Texas pecan farmers on front lines of border crisis say illegal migration threatening livelihood
Many of the El Paso County pecan orchards are located roughly a mile from where the Trump wall was erected in 2020.
A multi-generational group of families in Texas' El Paso Valley who’ve committed their lives to growing Pecans, the state nut, say their lives, livelihood and way of life are in jeopardy because of heavy foot traffic and crime coming from the southern U.S. border since the start of the Biden administration.
“The only reason I sleep at night is the Trump wall and the Second Amendment,” Jennifer Ivey, the wife of a pecan farmer and a Republican Party precinct chairwoman, said during a recent The Center Square interview at one of the family groves.
The pecan orchards in the El Paso Valley thrive because the region among the most unique geographic regions of the state for growing them.
The valley produces over 50% of all pecans grown in Texas, which produces the most among the 14 states with which it competes.
Many of the El Paso County pecan orchards are located roughly a mile from where President Trump built a border wall in 2020.
The wall was built to replace a 2009-era steel fence built after Congress passed the 2006 Secure Fence Act, which received significant Democratic support.
Through the legislation, funds were allocated to construct "two layers of reinforced fencing" and "additional physical barriers" along a 700-mile stretch in Arizona, California, New Mexico and Texas.
In a 2011 speech in El Paso, then-President Barack Obama said construction was “basically complete.”
Critics at the time argued only 5% was complete, which wasn’t enough to deter drug and human trafficking.
In January 2021, 131 miles of Trump’s new border wall was completed, including in southern El Paso County. It’s much taller and thicker than the 2009-era fence and cemented in concrete below the surface. When completed, former Customs and Border Protection Chief Mark Morgan tweeted photos comparing the two.
In the historic border town of San Elizario, farmers’ fields come right up to the wall, and a few hundred yards away are residential neighborhoods.
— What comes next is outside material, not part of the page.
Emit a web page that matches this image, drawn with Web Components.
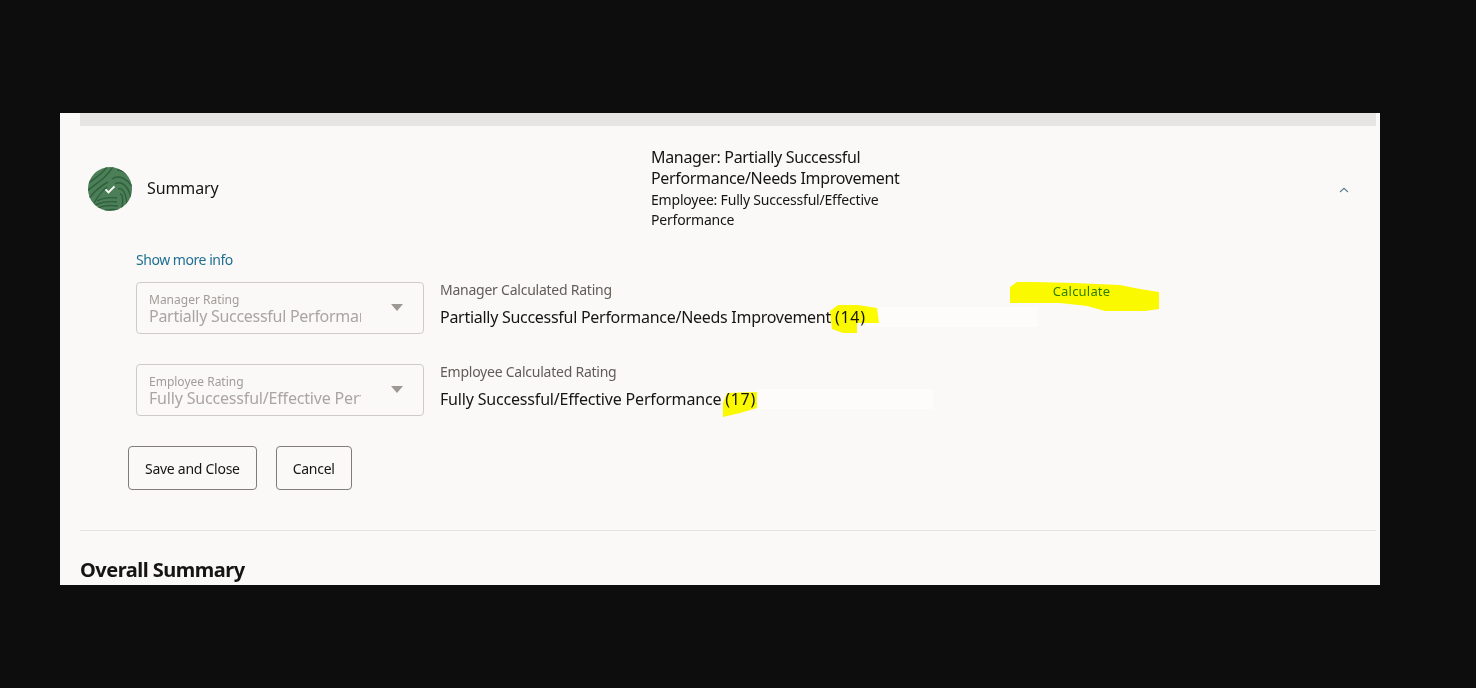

Multigenerational families, descendants of legal immigrants from several countries, began farming this region over 100 years ago. But they say as foreign nationals began cutting through the 2009-era fence or used rebar and ladders to climb over it, their way of life changed.
“Imagine feeling like you're living on the street and people are walking by all night long and you have a bunch of little children to protect,” Ivey said about life before the Trump wall. “Every morning you have to look around your shoulder, around your surroundings to protect your children. Because you never know where illegal aliens will be.”
Now, over a decade later, nearly every night, people are again trespassing on private property, walking right up to and past their homes, residents told The Center Square.
One resident said as illegal foreign nationals move north they’re “defecating in the fields, leaving their passports on the ground, all night long, it’s like that.”
On one property, farmers said, they found 1,000 pounds of marijuana buried in a ditch in their pecan orchard. They called a sheriff’s deputy who came and arrested the alleged traffickers, who purportedly were all in the U.S. illegally.
At another property, a farmer said he found several hundred pounds of drugs and called the sheriff, who confiscated it.
The next day, an abandoned vehicle was purportedly left in front of the farmer’s house filled with low-quality marijuana. And on the dashboard was a note that read: “By the time you read this, we’ve already moved 10 times the amount of drugs through your farm. Do not try to stop us.”
Those involved with drug trafficking and smuggling often hide large volumes of drugs on farmland near the border.
Frequently, one group brings and hides the stash, a second group comes to retrieve and deliver it, said the farmers, who also says they’re “being invaded" by people who don’t respect their way of life.
“This is still America,” Ivey said. “I still want to believe that things will get better. I’m going to keep standing for our constitutional rights and defend our freedoms and not stay afraid. If Trump’s wall wasn’t there we would be completely overrun.”